8. Five Key Risks — Read Before You Buy

- Further KOSPI Decline: Despite the May 15 -6.12% drop, macro uncertainty has not fully resolved. A KOSPI break below 2,400 points would generate additional forced selling in large-cap defense names, including Hanwha Aerospace.
- Sustained KRW Weakness: A USD/KRW rate above ₩1,520 for a sustained period could inflate imported component and raw-material costs, compressing margins despite the headline dollar-revenue benefit from export contracts.
- Overseas Order Cancellations or Delays: With more than half the backlog comprising foreign contracts, any budget cuts, political transitions, or procurement delays in customer countries could generate a material earnings miss and valuation re-rating.
- US Interest Rate Escalation: Should the 30-year Treasury yield climb beyond 5.5%, global investors may further reduce EM defense exposure, accelerating foreign outflows and widening the valuation discount.
- Iran-Israel Conflict Escalation: Broader Middle East escalation initially appears positive for defense stocks, but a chain reaction — oil spike → global recession → defense budget cuts — represents a plausible negative scenario that should not be dismissed.
9. May 18 Action Playbook — Exact Prices and Timeline

Between 09:05 and 09:30 KST on May 18, observe the opening price action before pulling the trigger. If the stock settles in the ₩1,330,000–₩1,350,000 zone, execute Tranche 1 (30% of target position). On any additional weakness, deploy Tranche 2 (30%) between ₩1,270,000 and ₩1,300,000 to bring the blended cost basis lower.

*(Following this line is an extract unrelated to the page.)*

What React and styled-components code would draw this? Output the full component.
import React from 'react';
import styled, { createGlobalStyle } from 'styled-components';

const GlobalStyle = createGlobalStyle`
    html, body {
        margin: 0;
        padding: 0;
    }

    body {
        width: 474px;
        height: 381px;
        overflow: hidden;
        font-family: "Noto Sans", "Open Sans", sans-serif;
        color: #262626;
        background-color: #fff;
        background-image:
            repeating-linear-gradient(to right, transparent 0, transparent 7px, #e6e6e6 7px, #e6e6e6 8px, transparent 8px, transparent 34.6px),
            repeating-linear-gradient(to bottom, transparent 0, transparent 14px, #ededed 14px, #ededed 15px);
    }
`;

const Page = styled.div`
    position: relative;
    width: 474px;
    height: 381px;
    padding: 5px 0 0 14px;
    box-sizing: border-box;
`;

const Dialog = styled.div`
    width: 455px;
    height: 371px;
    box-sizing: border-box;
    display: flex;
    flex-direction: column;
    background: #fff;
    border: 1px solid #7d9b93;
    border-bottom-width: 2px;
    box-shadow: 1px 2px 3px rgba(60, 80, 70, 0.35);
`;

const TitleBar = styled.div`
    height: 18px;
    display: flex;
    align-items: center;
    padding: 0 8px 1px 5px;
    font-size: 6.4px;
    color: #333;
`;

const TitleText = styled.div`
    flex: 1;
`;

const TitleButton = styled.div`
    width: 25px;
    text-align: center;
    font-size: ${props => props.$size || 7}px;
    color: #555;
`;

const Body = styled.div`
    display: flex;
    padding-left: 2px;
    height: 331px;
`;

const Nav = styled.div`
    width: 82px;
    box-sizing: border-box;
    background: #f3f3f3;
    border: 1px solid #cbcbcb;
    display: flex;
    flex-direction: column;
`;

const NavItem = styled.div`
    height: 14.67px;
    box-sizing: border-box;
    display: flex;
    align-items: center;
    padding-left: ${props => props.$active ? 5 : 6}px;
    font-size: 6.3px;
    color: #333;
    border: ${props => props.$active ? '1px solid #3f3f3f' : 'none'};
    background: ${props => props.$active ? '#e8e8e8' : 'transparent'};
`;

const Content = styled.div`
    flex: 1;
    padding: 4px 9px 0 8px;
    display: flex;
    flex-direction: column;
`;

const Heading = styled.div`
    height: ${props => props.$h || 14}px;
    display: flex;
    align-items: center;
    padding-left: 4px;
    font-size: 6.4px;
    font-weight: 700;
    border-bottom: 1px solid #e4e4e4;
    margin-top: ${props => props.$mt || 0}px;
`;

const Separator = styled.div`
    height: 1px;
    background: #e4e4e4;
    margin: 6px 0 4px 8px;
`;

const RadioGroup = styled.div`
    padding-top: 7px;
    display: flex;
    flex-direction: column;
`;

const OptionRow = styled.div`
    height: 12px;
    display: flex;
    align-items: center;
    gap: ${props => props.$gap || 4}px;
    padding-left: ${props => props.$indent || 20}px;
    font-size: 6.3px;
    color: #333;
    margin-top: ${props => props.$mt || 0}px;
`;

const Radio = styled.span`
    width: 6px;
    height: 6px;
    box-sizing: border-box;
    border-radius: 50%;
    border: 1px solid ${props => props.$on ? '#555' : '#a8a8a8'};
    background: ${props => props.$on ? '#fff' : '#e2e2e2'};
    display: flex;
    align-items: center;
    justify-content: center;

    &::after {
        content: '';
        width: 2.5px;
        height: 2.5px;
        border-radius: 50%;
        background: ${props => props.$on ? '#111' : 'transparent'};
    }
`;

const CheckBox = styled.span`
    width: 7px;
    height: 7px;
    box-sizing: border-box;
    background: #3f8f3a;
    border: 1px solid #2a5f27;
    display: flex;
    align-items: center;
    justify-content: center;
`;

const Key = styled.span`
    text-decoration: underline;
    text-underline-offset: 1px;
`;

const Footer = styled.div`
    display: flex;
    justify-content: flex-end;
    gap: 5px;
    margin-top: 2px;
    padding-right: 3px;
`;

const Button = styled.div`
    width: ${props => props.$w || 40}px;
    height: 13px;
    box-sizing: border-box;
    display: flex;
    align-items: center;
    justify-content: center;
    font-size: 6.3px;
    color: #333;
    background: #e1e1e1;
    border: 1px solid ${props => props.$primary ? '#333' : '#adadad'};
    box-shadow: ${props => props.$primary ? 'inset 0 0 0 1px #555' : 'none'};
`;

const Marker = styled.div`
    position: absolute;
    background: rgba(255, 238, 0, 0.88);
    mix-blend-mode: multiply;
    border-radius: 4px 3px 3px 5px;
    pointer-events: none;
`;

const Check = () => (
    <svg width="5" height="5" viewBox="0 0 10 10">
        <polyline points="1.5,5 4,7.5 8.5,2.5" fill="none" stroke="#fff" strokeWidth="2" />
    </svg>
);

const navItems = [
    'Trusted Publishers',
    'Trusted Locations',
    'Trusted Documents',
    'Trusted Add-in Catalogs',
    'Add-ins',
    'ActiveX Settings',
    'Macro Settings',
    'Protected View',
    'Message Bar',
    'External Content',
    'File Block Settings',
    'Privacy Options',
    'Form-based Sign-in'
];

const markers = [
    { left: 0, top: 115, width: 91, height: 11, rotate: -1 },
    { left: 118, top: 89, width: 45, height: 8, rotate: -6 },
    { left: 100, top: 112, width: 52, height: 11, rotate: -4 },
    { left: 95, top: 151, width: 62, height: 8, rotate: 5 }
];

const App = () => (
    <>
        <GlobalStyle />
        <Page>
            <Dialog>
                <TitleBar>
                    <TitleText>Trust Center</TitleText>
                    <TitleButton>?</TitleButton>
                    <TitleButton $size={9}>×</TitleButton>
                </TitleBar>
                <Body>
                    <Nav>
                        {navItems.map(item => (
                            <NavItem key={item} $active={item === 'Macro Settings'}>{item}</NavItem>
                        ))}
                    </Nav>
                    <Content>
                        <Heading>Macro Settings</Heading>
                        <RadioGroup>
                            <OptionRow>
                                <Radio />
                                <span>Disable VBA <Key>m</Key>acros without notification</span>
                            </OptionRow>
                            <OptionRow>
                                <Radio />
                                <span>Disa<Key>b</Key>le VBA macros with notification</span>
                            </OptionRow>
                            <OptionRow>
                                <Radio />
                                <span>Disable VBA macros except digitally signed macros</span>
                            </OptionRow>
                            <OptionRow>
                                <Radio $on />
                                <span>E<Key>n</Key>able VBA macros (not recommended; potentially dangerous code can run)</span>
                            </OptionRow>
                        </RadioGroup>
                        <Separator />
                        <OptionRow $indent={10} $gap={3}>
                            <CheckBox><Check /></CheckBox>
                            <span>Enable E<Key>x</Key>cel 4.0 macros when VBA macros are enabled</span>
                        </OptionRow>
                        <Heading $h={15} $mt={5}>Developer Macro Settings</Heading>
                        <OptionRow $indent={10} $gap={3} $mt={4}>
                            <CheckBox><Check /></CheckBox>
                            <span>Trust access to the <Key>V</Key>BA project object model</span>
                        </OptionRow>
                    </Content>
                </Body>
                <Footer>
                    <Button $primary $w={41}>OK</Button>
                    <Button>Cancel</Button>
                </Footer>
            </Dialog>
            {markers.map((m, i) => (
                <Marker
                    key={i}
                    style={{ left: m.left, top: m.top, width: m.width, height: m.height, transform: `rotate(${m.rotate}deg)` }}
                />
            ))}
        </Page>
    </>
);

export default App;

Reserve Tranche 3 (final 40%) until after the May FOMC minutes publication (scheduled May 28), when the interest-rate trajectory will be clearer. Full execution of this playbook targets an average cost of ₩1,310,000; at the consensus target of ₩1,708,810, that translates to a +30.4% return. Set a hard stop-loss at ₩1,200,000 and resist the temptation to add beyond plan — position discipline is the edge.